Beyond poor sportsmanship
Letter to the Editor | Sunday, February 8, 2009
Having just returned from the women’s basketball game, I am so excited about the victory over DePaul. It was also great to join in the efforts of the Pink Zone by supporting many organizations fighting against Breast Cancer. However, I was extremely annoyed and angered by the students in the front row of the student section – including our “beloved” Leprechaun – as well as members of the male cheerleading squad. While I must admit that I was grateful that they shared their pizza with me, I was not impressed by their overall sportsmanship and representation of Our Lady’s University.
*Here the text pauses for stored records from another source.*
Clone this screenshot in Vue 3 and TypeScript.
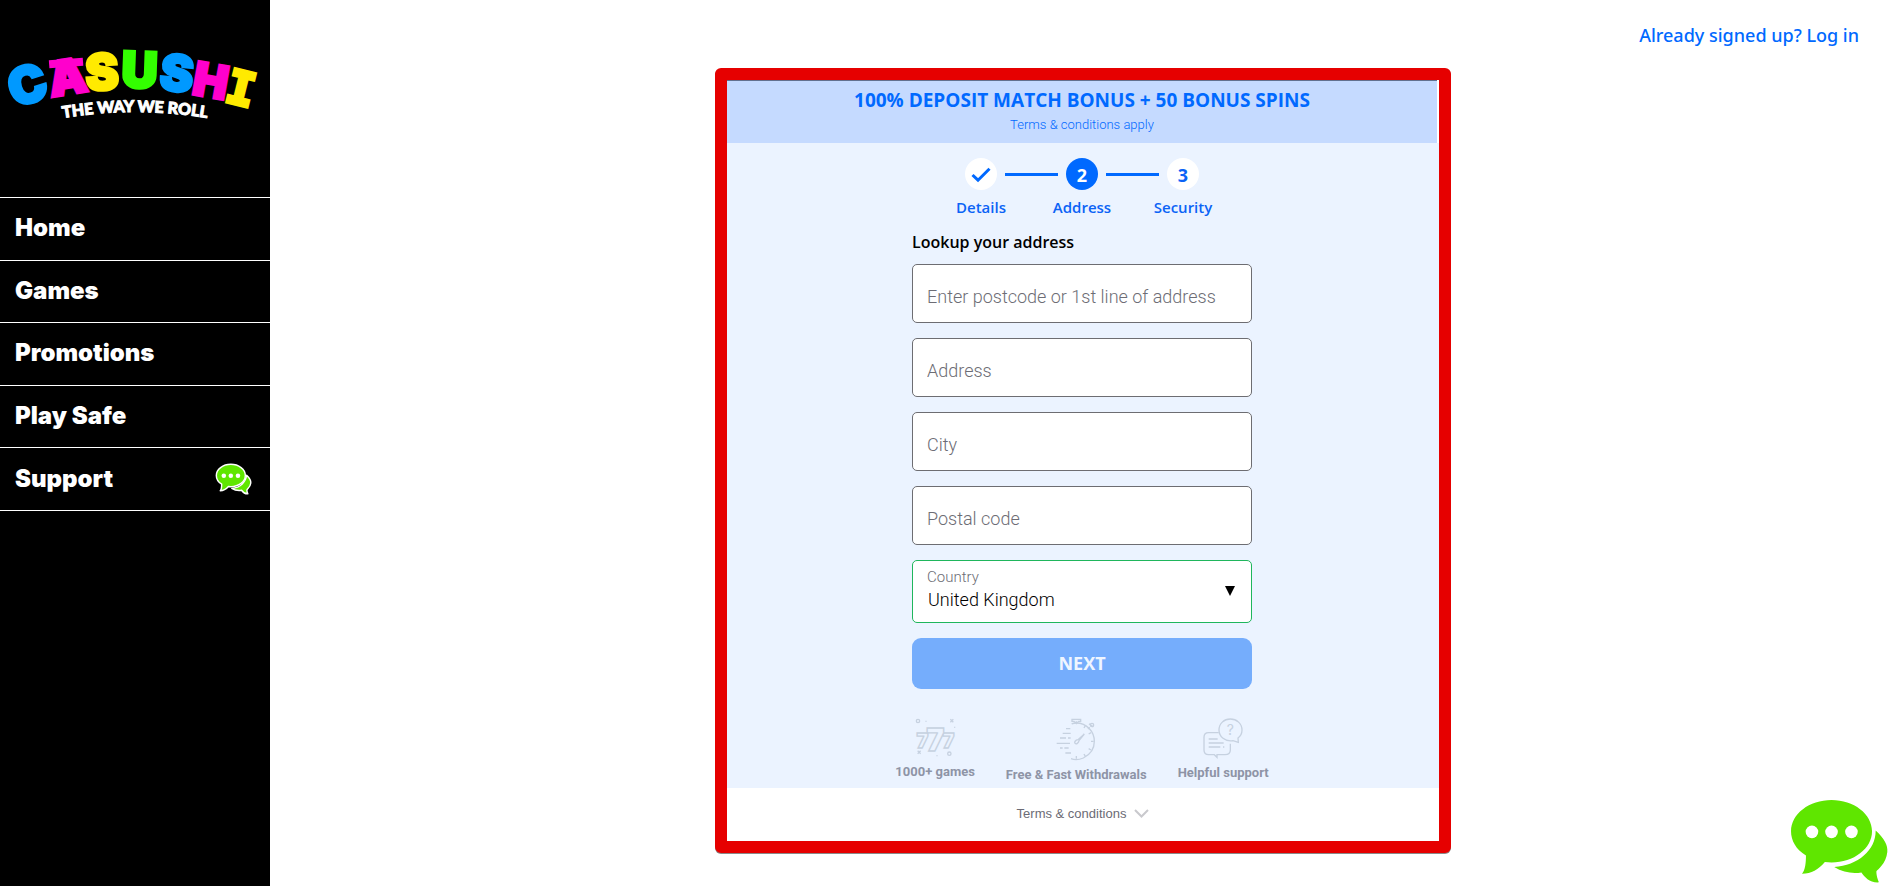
<script setup lang="ts">
import { ref } from 'vue'

interface LogoLetter {
  char: string
  x: number
  y: number
  angle: number
  color: string
  size: number
}

const logoLetters: LogoLetter[] = [
  { char: 'C', x: 33, y: 102, angle: -18, color: '#0099ff', size: 51 },
  { char: 'A', x: 70, y: 94, angle: -9, color: '#ff00cc', size: 48 },
  { char: 'S', x: 103, y: 90, angle: -3, color: '#ffea00', size: 50 },
  { char: 'U', x: 139, y: 88, angle: 2, color: '#33ff00', size: 50 },
  { char: 'S', x: 175, y: 91, angle: 6, color: '#0099ff', size: 50 },
  { char: 'H', x: 208, y: 97, angle: 10, color: '#ff00cc', size: 46 },
]

const navItems: string[] = ['Home', 'Games', 'Promotions', 'Play Safe', 'Support']

const fields = [
  { id: 'lookup', label: 'Enter postcode or 1st line of address' },
  { id: 'address', label: 'Address' },
  { id: 'city', label: 'City' },
  { id: 'postal', label: 'Postal code' },
]

const values = ref<Record<string, string>>({ lookup: '', address: '', city: '', postal: '' })
const country = ref('United Kingdom')
</script>

<template>
  <div class="page">
    <aside class="sidebar">
      <a class="logo" href="#" aria-label="Casushi">
        <svg viewBox="0 0 270 110" width="270" height="110">
          <g transform="translate(0 -30)">
            <text
              v-for="(l, i) in logoLetters"
              :key="i"
              class="logo-letter"
              text-anchor="middle"
              :x="l.x"
              :y="l.y"
              :font-size="l.size"
              :fill="l.color"
              :stroke="l.color"
              :transform="`rotate(${l.angle} ${l.x} ${l.y})`"
            >{{ l.char }}</text>
            <text
              class="logo-slab"
              text-anchor="middle"
              x="237"
              y="104"
              font-size="46"
              fill="#ffea00"
              stroke="#ffea00"
              transform="rotate(14 237 104)"
            >I</text>
            <rect x="49" y="59" width="34" height="8" fill="#ff00cc" transform="rotate(-4 66 62)" />
            <path id="tagline-arc" d="M52 120 Q135 104 218 120" fill="none" />
            <text class="logo-tagline" text-anchor="middle">
              <textPath href="#tagline-arc" startOffset="50%">THE WAY WE ROLL</textPath>
            </text>
          </g>
        </svg>
      </a>
      <nav>
        <ul class="nav">
          <li v-for="item in navItems" :key="item">
            <a href="#">
              <span>{{ item }}</span>
              <svg v-if="item === 'Support'" viewBox="-8 -8 311 269" width="37" height="32">
                <g class="chat-outlined">
                  <path d="M258 95C285 120 295 140 293 160C290 195 260 215 260 218C260 235 268 251 268 251C240 253 225 235 215 221C190 225 160 222 133 205C210 200 250 150 258 95Z" />
                  <path d="M125 3C192 3 247 45 247 97S192 191 125 191L105 190C85 213 65 225 36 225C46 215 48 190 48 170C18 152 3 125 3 97C3 45 58 3 125 3Z" />
                </g>
                <g fill="#ffffff">
                  <circle cx="66" cy="99" r="19" />
                  <circle cx="125" cy="99" r="19" />
                  <circle cx="185" cy="99" r="19" />
                </g>
              </svg>
            </a>
          </li>
        </ul>
      </nav>
    </aside>

    <main class="main">
      <header class="topbar">
        <a href="#">Already signed up? Log in</a>
      </header>

      <section class="panel">
        <div class="promo">
          <h1>100% DEPOSIT MATCH BONUS + 50 BONUS SPINS</h1>
          <a href="#">Terms &amp; conditions apply</a>
        </div>

        <form class="form" @submit.prevent>
          <ol class="steps">
            <li>
              <span class="dot">
                <svg viewBox="0 0 20 16" width="20" height="16">
                  <path d="M1.5 8 7 13.2 18.5 1.8" fill="none" stroke="#0069ff" stroke-width="3" />
                </svg>
              </span>
              <span class="step-label">Details</span>
            </li>
            <li class="line" aria-hidden="true"></li>
            <li>
              <span class="dot current">2</span>
              <span class="step-label">Address</span>
            </li>
            <li class="line" aria-hidden="true"></li>
            <li>
              <span class="dot">3</span>
              <span class="step-label">Security</span>
            </li>
          </ol>

          <div class="fields">
            <h2>Lookup your address</h2>
            <input
              v-for="f in fields"
              :id="f.id"
              :key="f.id"
              v-model="values[f.id]"
              class="field"
              type="text"
              :placeholder="f.label"
              :aria-label="f.label"
            />
            <div class="select-box">
              <label for="country">Country</label>
              <select id="country" v-model="country">
                <option>United Kingdom</option>
              </select>
              <svg class="caret" viewBox="0 0 10 10" width="10" height="10">
                <path d="M0 0H10L5 10Z" fill="#000000" />
              </svg>
            </div>
            <button class="next" type="submit">NEXT</button>
          </div>

          <ul class="perks">
            <li>
              <svg viewBox="0 0 123 120" width="41" height="40">
                <g class="ink">
                  <circle cx="9" cy="9" r="5" />
                  <circle cx="103" cy="107" r="5" />
                  <path d="M106 4 115 13M115 4 106 13M8 98 17 107M17 98 8 107" />
                  <path d="M33 8v3M119 26v3M66 112v3" />
                </g>
                <g class="ink sevens" text-anchor="middle">
                  <text x="22" y="90" font-size="60">7</text>
                  <text x="100" y="90" font-size="60">7</text>
                  <text x="61" y="100" font-size="92">7</text>
                </g>
              </svg>
              <span>1000+ games</span>
            </li>
            <li>
              <svg viewBox="0 0 123 129" width="41" height="43">
                <g class="ink">
                  <path d="M45 122C55 126 68 126 82 120C103 110 115 92 115 70C115 40 92 15 61 15C52 15 49 17 47 18" />
                  <path d="M48 4H74V10H68L61 17L54 10H48ZM61 10V16" />
                  <circle cx="108" cy="21" r="5" />
                  <path d="M99 17 112 27M101 28 96 33" />
                  <path d="M85 48 66 65C58 66 54 73 57 76C61 80 68 75 69 68Z" />
                  <path d="M105 70H113M61 114V122M98 48 105 44M84 30 88 23M98 92 105 96M84 108 88 115" />
                  <path d="M30 32H43M20 46H44M12 60H30M36 60H44M2 76H42M12 90H20M25 90H38M28 105H45" />
                </g>
              </svg>
              <span>Free &amp; Fast Withdrawals</span>
            </li>
            <li>
              <svg viewBox="0 0 120 123" width="40" height="41">
                <g class="ink">
                  <path d="M47 44H17C8 44 3 50 3 58V96C3 105 9 110 17 110H34L42 118V110H66C76 110 82 104 82 96V77" />
                  <path d="M106 73 90 68C66 72 48 56 48 36C48 17 63 3 82 3S117 17 117 36C117 47 112 55 105 60Z" />
                  <path d="M17 63H44M17 75H62M17 87H52M60 87H64" />
                </g>
                <text class="question" x="82" y="51" text-anchor="middle" font-size="42">?</text>
              </svg>
              <span>Helpful support</span>
            </li>
          </ul>
        </form>

        <button class="terms" type="button">
          <span>Terms &amp; conditions</span>
          <svg viewBox="0 0 15 9" width="15" height="9">
            <path d="M1 1 7.5 7.5 14 1" fill="none" stroke="#c9c9cd" stroke-width="2" />
          </svg>
        </button>
      </section>
    </main>

    <button class="chat" type="button" aria-label="Open chat">
      <svg viewBox="0 0 295 253" width="98" height="84">
        <g fill="#5fe600">
          <path d="M258 95C285 120 295 140 293 160C290 195 262 215 260 218C260 235 268 251 268 251C240 253 225 235 215 221C190 225 160 222 133 205C205 200 258 155 258 95Z" />
          <path d="M125 3C192 3 247 45 247 97S192 191 125 191L105 190C85 213 65 225 36 225C46 215 48 190 48 170C18 152 3 125 3 97C3 45 58 3 125 3Z" />
        </g>
        <g fill="#ffffff">
          <circle cx="66" cy="99" r="19" />
          <circle cx="125" cy="99" r="19" />
          <circle cx="185" cy="99" r="19" />
        </g>
      </svg>
    </button>
  </div>
</template>

<style>
body {
  margin: 0;
  background: #ffffff;
}
</style>

<style scoped>
.page {
  display: flex;
  min-height: 100vh;
  font-family: 'Open Sans', sans-serif;
}

.page *,
.page *::before {
  box-sizing: border-box;
}

a {
  color: inherit;
  text-decoration: none;
}

ul,
ol {
  margin: 0;
  padding: 0;
  list-style: none;
}

.sidebar {
  flex: 0 0 270px;
  background: #000000;
  color: #ffffff;
}

.logo {
  display: block;
  padding: 30px 0 57px;
}

.logo svg {
  display: block;
}

.logo-letter {
  font-family: Inter, sans-serif;
  font-weight: 900;
  stroke-width: 3;
}

.logo-slab {
  font-family: 'DejaVu Sans Mono', monospace;
  font-weight: 700;
  stroke-width: 4;
}

.logo-tagline {
  font-family: Lato, sans-serif;
  font-size: 16px;
  font-weight: 900;
  fill: #ffffff;
  stroke: #ffffff;
  stroke-width: 1;
}

.nav {
  display: grid;
  grid-auto-rows: 1fr;
  min-height: 314px;
  border-top: 1px solid #ffffff;
}

.nav li {
  border-bottom: 1px solid #ffffff;
}

.nav a {
  display: flex;
  align-items: center;
  justify-content: space-between;
  height: 100%;
  padding: 0 18px 1px 15px;
  font-family: Inter, sans-serif;
  font-size: 24px;
  font-weight: 900;
  line-height: 30px;
}

.chat-outlined path {
  fill: #5fe600;
  stroke: #ffffff;
  stroke-width: 12;
  stroke-linejoin: round;
}

.main {
  flex: 1;
  min-width: 0;
  padding-left: 6px;
}

.topbar {
  display: flex;
  justify-content: flex-end;
  padding: 21px 31px 19px;
  font-family: 'Noto Sans', sans-serif;
  font-size: 18px;
  font-weight: 500;
  line-height: 28px;
  color: #0069ff;
}

.panel {
  width: calc(100% - 48px);
  max-width: 736px;
  margin: 0 auto;
  border: 12px solid #e60000;
  border-radius: 6px;
  box-shadow: 0 1px 0 #8a8a8a;
  background: #ffffff;
}

.promo {
  margin-right: 2px;
  padding: 6px 0 7px;
  border-top: 1px solid #62708f;
  background: #c5daff;
  color: #0069ff;
  text-align: center;
}

.promo h1 {
  margin: 0;
  font-size: 19px;
  font-weight: 700;
  line-height: 26px;
}

.promo a {
  display: block;
  padding-top: 1px;
  font-family: Roboto, sans-serif;
  font-size: 13px;
  font-weight: 300;
  line-height: 22px;
}

.form {
  padding: 15px 2px 3px 0;
  background: #ebf3ff;
}

.steps {
  display: flex;
  justify-content: center;
  color: #0b63f6;
}

.steps li {
  display: flex;
  flex-direction: column;
  align-items: center;
  width: 48px;
}

.steps .line {
  flex: 0 0 53px;
  height: 3px;
  margin-top: 15px;
  background: #0069ff;
}

.dot {
  display: flex;
  align-items: center;
  justify-content: center;
  width: 32px;
  height: 32px;
  padding-top: 2px;
  border-radius: 50%;
  background: #ffffff;
  font-size: 18px;
  font-weight: 700;
  line-height: 24px;
}

.dot.current {
  background: #0069ff;
  color: #ffffff;
}

.step-label {
  margin-top: 6px;
  font-size: 15px;
  font-weight: 600;
  line-height: 22px;
  white-space: nowrap;
}

.fields {
  display: flex;
  flex-direction: column;
  gap: 15px;
  max-width: 340px;
  margin: 12px auto 0;
}

.fields h2 {
  margin: 0 0 -5px;
  font-size: 16px;
  font-weight: 600;
  line-height: 24px;
  color: #000000;
}

.field {
  width: 100%;
  height: 59px;
  padding: 6px 14px 0;
  border: 1px solid #6d6d72;
  border-radius: 5px;
  background: #ffffff;
  font-family: Roboto, sans-serif;
  font-size: 18px;
  font-weight: 300;
  color: #000000;
}

.field::placeholder {
  color: #6d6d75;
  opacity: 1;
}

.select-box {
  position: relative;
  display: flex;
  flex-direction: column;
  padding: 5px 14px 12px;
  border: 1px solid #1fb65c;
  border-radius: 5px;
  background: #ffffff;
  font-family: Roboto, sans-serif;
  font-weight: 300;
}

.select-box label {
  font-size: 15px;
  line-height: 22px;
  color: #6d6d75;
}

.select-box select {
  width: 100%;
  height: 22px;
  padding: 0 0 0 1px;
  border: 0;
  appearance: none;
  background: transparent;
  font-family: inherit;
  font-size: 18px;
  font-weight: 300;
  color: #000000;
}

.caret {
  position: absolute;
  top: 25px;
  right: 16px;
  pointer-events: none;
}

.next {
  height: 51px;
  padding: 0 0 2px;
  border: 0;
  border-radius: 9px;
  background: #75adfc;
  color: #eff6ff;
  font-family: 'Open Sans', sans-serif;
  font-size: 18px;
  font-weight: 700;
}

.perks {
  display: flex;
  justify-content: center;
  gap: 31px;
  margin-top: 29px;
  color: #8e94a6;
  font-family: Roboto, sans-serif;
  font-size: 13px;
  font-weight: 700;
  line-height: 20px;
}

.perks li {
  display: flex;
  flex-direction: column;
  align-items: center;
  gap: 4px;
}

.perks svg {
  display: block;
  overflow: visible;
}

.ink {
  fill: none;
  stroke: #c6d1e0;
  stroke-width: 4;
}

.sevens text {
  font-family: Inter, sans-serif;
  font-weight: 900;
  fill: #ebf3ff;
}

.question {
  font-family: Inter, sans-serif;
  font-weight: 400;
  fill: #c6d1e0;
}

.terms {
  display: flex;
  align-items: center;
  justify-content: center;
  gap: 8px;
  width: 100%;
  height: 53px;
  padding: 0 0 2px;
  border: 0;
  background: #ffffff;
  color: #6b6b75;
  font-family: 'Liberation Sans', sans-serif;
  font-size: 13px;
}

.chat {
  position: fixed;
  right: 2px;
  bottom: 3px;
  padding: 0;
  border: 0;
  background: none;
}

.chat svg {
  display: block;
}
</style>
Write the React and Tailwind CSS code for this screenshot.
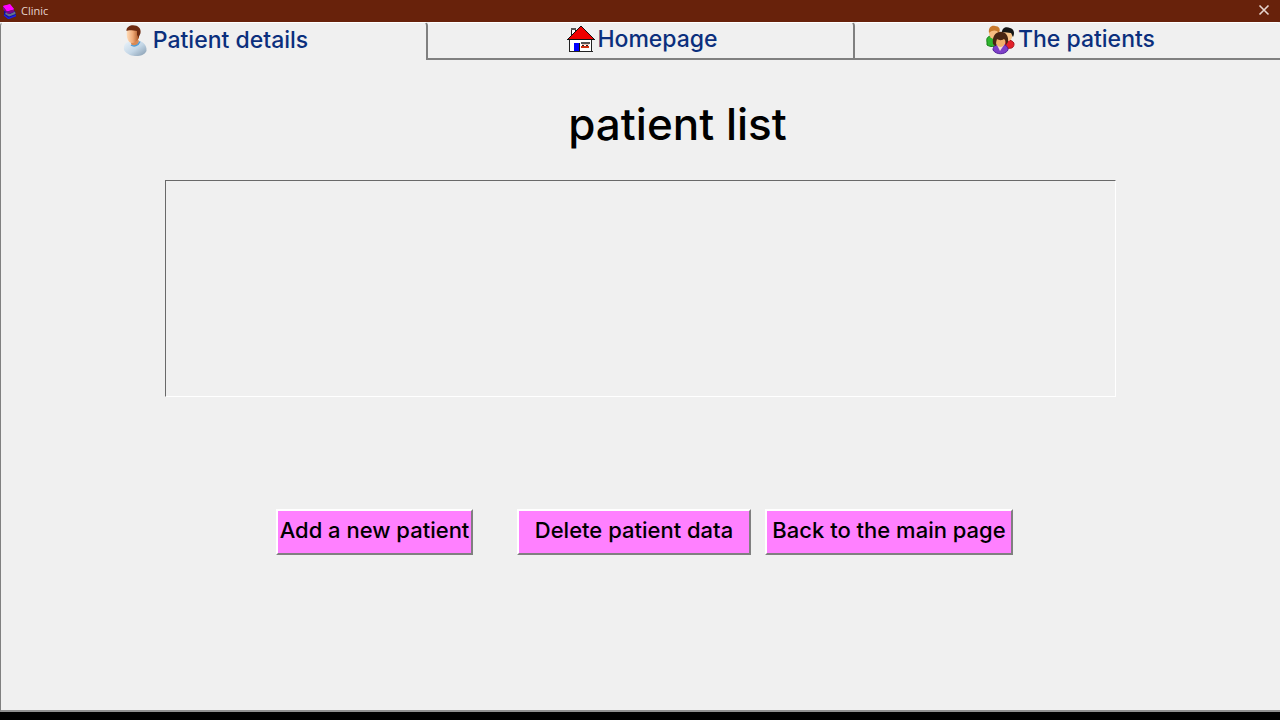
import React from "react";

function AppIcon() {
  return (
    <svg aria-hidden="true" className="h-4 w-4 shrink-0" viewBox="0 0 16 16">
      <path d="M3 8 3 11.500 7 16 15 13 14 8z" fill="#10109c" />
      <path d="M5 9 9 11 14 8.500 14.500 11 8 13.500 4 11z" fill="#64748b" />
      <path d="M3 12 7.500 15.500 15 12.500" fill="none" stroke="#2020e0" strokeWidth="1.400" />
      <path d="M2 3 9 1.500 13 6.500 6 8.500z" fill="#ff00ff" />
      <path d="M2 3v3.500l5 4.500 6-2V6.500L6 8.500z" fill="#7a0a86" />
      <path d="M2 3 9 1 13 6 6 8z" fill="#ff00ff" />
    </svg>
  );
}

function PersonIcon() {
  return (
    <svg aria-hidden="true" className="h-8 w-7 shrink-0" viewBox="0 0 28 32">
      <defs>
        <linearGradient id="skin" x1="0" x2="1">
          <stop offset="0" stopColor="#ffdcb8" />
          <stop offset="0.500" stopColor="#efaa78" />
          <stop offset="1" stopColor="#a85220" />
        </linearGradient>
        <linearGradient id="shirt" x1="0" y1="0" x2="1" y2="1">
          <stop offset="0" stopColor="#eef6fc" />
          <stop offset="0.550" stopColor="#c3d6e6" />
          <stop offset="1" stopColor="#8399ad" />
        </linearGradient>
      </defs>
      <path d="M1 26c-.5-5 1-7 4-8l8-2c6 1 11 4 10.500 11-2 4-6 5-10 5S4 31 1 26z" fill="url(#shirt)" />
      <path d="M8 19c0 4 7 4 8-2l-2-3H8z" fill="#d98a55" />
      <path d="M8 21c3 2 7 1 9-3.500" fill="none" stroke="#4b9bd8" strokeWidth="1.400" />
      <path d="M4 6c3-2 9-2 12 1v7c-2 3-4 5-7 5-4-.5-6-5-5-13z" fill="url(#skin)" />
      <path d="M3.500 7C3 3 7 1.200 10 1.200c5 0 8.500 3 7.500 8l-2 4.500-1.500-3V7C11 7 6 5.500 3.500 7z" fill="#6e2c12" />
    </svg>
  );
}

function HouseIcon() {
  return (
    <svg aria-hidden="true" className="h-7 w-7 shrink-0" viewBox="0 0 28 28" shapeRendering="crispEdges">
      <path d="M4 3h4v8H4z" fill="#fff" stroke="#222" />
      <path d="M4 3h5v2H4z" fill="#555" />
      <path d="M2.500 14h22v12h-22z" fill="#fff" stroke="#222" strokeWidth="1" />
      <path d="M14 1 27 14H1z" fill="#f00000" stroke="#111" strokeWidth="1" />
      <path d="M7 18h5v8H7z" fill="#0000ff" />
      <path d="M12 18h1v8h-1z" fill="#111" />
      <path d="M14 17h9v2h-9z" fill="#555" />
      <path d="M15 19h7v1h-7z" fill="#f4c0b0" />
      <path d="M14 21h8v2h-8z" fill="#d03010" />
      <path d="M15 20h2v1h-2zM19 20h2v1h-2z" fill="#222" />
      <path d="M2 26h24v1H2z" fill="#222" />
    </svg>
  );
}

function PeopleIcon() {
  return (
    <svg aria-hidden="true" className="h-8 w-8 shrink-0" viewBox="0 0 32 32">
      <path d="M3 19c-1-4 1-6 5-6l6 1v8c-3 2-8 2-11 0z" fill="#2fb62f" stroke="#168016" />
      <path d="M21 18c4-2 9 0 9 3 0 4-3 5-8 4z" fill="#e3202a" stroke="#a80e18" />
      <ellipse cx="10" cy="10" rx="5" ry="6" fill="#f8bd80" />
      <path d="M5 10c-1-6 3-8 6-7 4 0 6 3 4 7-2-3-5-3-7-2-1 0-2 1-3 2z" fill="#c8792c" />
      <ellipse cx="24" cy="12" rx="4.500" ry="6" fill="#f8c58a" />
      <path d="M18 9c0-4 4-6 8-4 4 1 5 5 3 9-1-1-1-3-2-4-3 0-5-1-9-1z" fill="#151515" />
      <path d="M9 27c0-4 3-6 7-6 5 0 8 2 8 6-3 5-12 5-15 0z" fill="#7d3fc8" stroke="#50209a" />
      <path d="m13 22 3 6 4-6z" fill="#f3dcd8" />
      <ellipse cx="16.500" cy="18" rx="5" ry="6" fill="#f0b06c" />
      <path d="M9 21c-1-7 2-12 7-12 5-1 9 4 8 10l-2 3c0-3 0-4-2-6-3 2-5 1-7 0-1 3-1 4-1 7-1 0-2-1-3-2z" fill="#4a2613" />
    </svg>
  );
}

function Tab({ icon, label, selected, last }) {
  return (
    <button
      type="button"
      role="tab"
      aria-selected={selected}
      className={
        "flex min-w-0 flex-1 items-center justify-center gap-0.5 rounded-t border-t border-t-white pb-1 pl-1 text-[23px] leading-7 font-medium text-[#0b2f7d] " +
        (selected ? "border-l border-l-[#808080] " : "border-b-2 border-b-[#808080] ") +
        (last ? "" : "border-r-2 border-r-[#808080]")
      }
    >
      {icon}
      <span>{label}</span>
    </button>
  );
}

function ActionButton({ className, children }) {
  return (
    <button
      type="button"
      className={
        "h-[46px] border-2 border-t-white border-r-[#808080] border-b-[#808080] border-l-white bg-[#ff80ff] pb-1 text-[22px] leading-7 font-medium whitespace-nowrap text-black " +
        className
      }
    >
      {children}
    </button>
  );
}

export default function App() {
  return (
    <div className="flex min-h-screen flex-col bg-[#f0f0f0] font-['Inter','Liberation_Sans',sans-serif]">
      <header className="flex h-[22px] items-center justify-between bg-[#68220b] pr-2 pl-px text-[#e6d5cf]">
        <div className="flex items-center gap-1">
          <AppIcon />
          <span className="font-['Open_Sans',sans-serif] text-[11px] leading-4">Clinic</span>
        </div>
        <button type="button" aria-label="Close" className="pb-1">
          <svg aria-hidden="true" className="h-4 w-4" viewBox="0 0 16 16" stroke="currentColor" strokeWidth="1.600">
            <path d="m3.500 4.500 9 9M12.500 4.500l-9 9" />
          </svg>
        </button>
      </header>

      <nav role="tablist" aria-label="Sections" className="flex h-[38px] w-full">
        <Tab icon={<PersonIcon />} label="Patient details" selected />
        <Tab icon={<HouseIcon />} label="Homepage" />
        <Tab icon={<PeopleIcon />} label="The patients" last />
      </nav>

      <main className="flex flex-1 flex-col items-center border-b-2 border-l border-b-[#909090] border-l-[#808080] px-41">
        <h1 className="mt-9 pl-[74px] text-[44px] leading-14 font-medium text-black">patient list</h1>
        <section
          aria-label="Patient list"
          className="mt-7 h-[217px] w-full border border-t-[#696969] border-r-white border-b-white border-l-[#696969]"
        />
        <div className="mt-28 flex pl-2">
          <ActionButton className="mr-11 w-[197px]">Add a new patient</ActionButton>
          <ActionButton className="mr-3.5 w-[234px]">Delete patient data</ActionButton>
          <ActionButton className="w-[248px]">Back to the main page</ActionButton>
        </div>
      </main>
      <footer className="h-2 bg-black" />
    </div>
  );
}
Upon arriving to the game, they sat in the front row, which was clearly already reserved – one would be able to notice this by the shirts and jackets covering the seats. These people appeared to think that the seats had been reserved for them. These seats were actually reserved for some students in the Science department who were recognized early in the game for all of the cancer research the department here at Notre Dame has done and continues to do. When these students returned, they shyly asked for their shirts and jackets, but they did not get to enjoy the rest of the game from the seats which they came early to reserve. As the game continued, the boys in the front row and certain male cheerleaders exchanged reactions (not all related to the game) and used language such as “f*ck,” “what the f*ck” and “motherf*cker.” Now I know they were placed in front of the student section, but we were on the isle and there were families with children who could not have been older than eight years old. On the other side of the student section sat more families, including cancer survivors. Perhaps theses students could restrain themselves from using profanity for the two and a half hours that they are “cheering” on our girls.
The most disrespect came during halftime. Since this was the special Pink Zone game, there was a memorial ceremony honoring survivors and those who have lost their battle with cancer. WNDU’s Tricia Sloma introduced a clip from the Secret Sisters Society which featured people who have since passed away after losing their battles with cancer. During this short film, the students in front of me started using their best movie announcer voice to say things like “In a world where …” and “Coming this summer …” These comments were being made during a slide show of mothers, sisters, daughters and friends who had lost their lives to cancer. How could they be more disrespectful? As a child of a cancer survivor, I found their comments particularly harsh. Impolite and disrespectful do not seem just words to describe this behavior. Some of these people represent our University on a regular basis at sporting events and at other events on campus, but they seem to have little regard for those around them. This goes beyond poor sportsmanship to being disrespectful to those students and community members who came to support the Fighting Irish. Today I was proud to support the Fighting Irish as well as the Pink Zone and its efforts, but I was ashamed to be associated with members of a student body who have no regard for the many lives lost to cancer.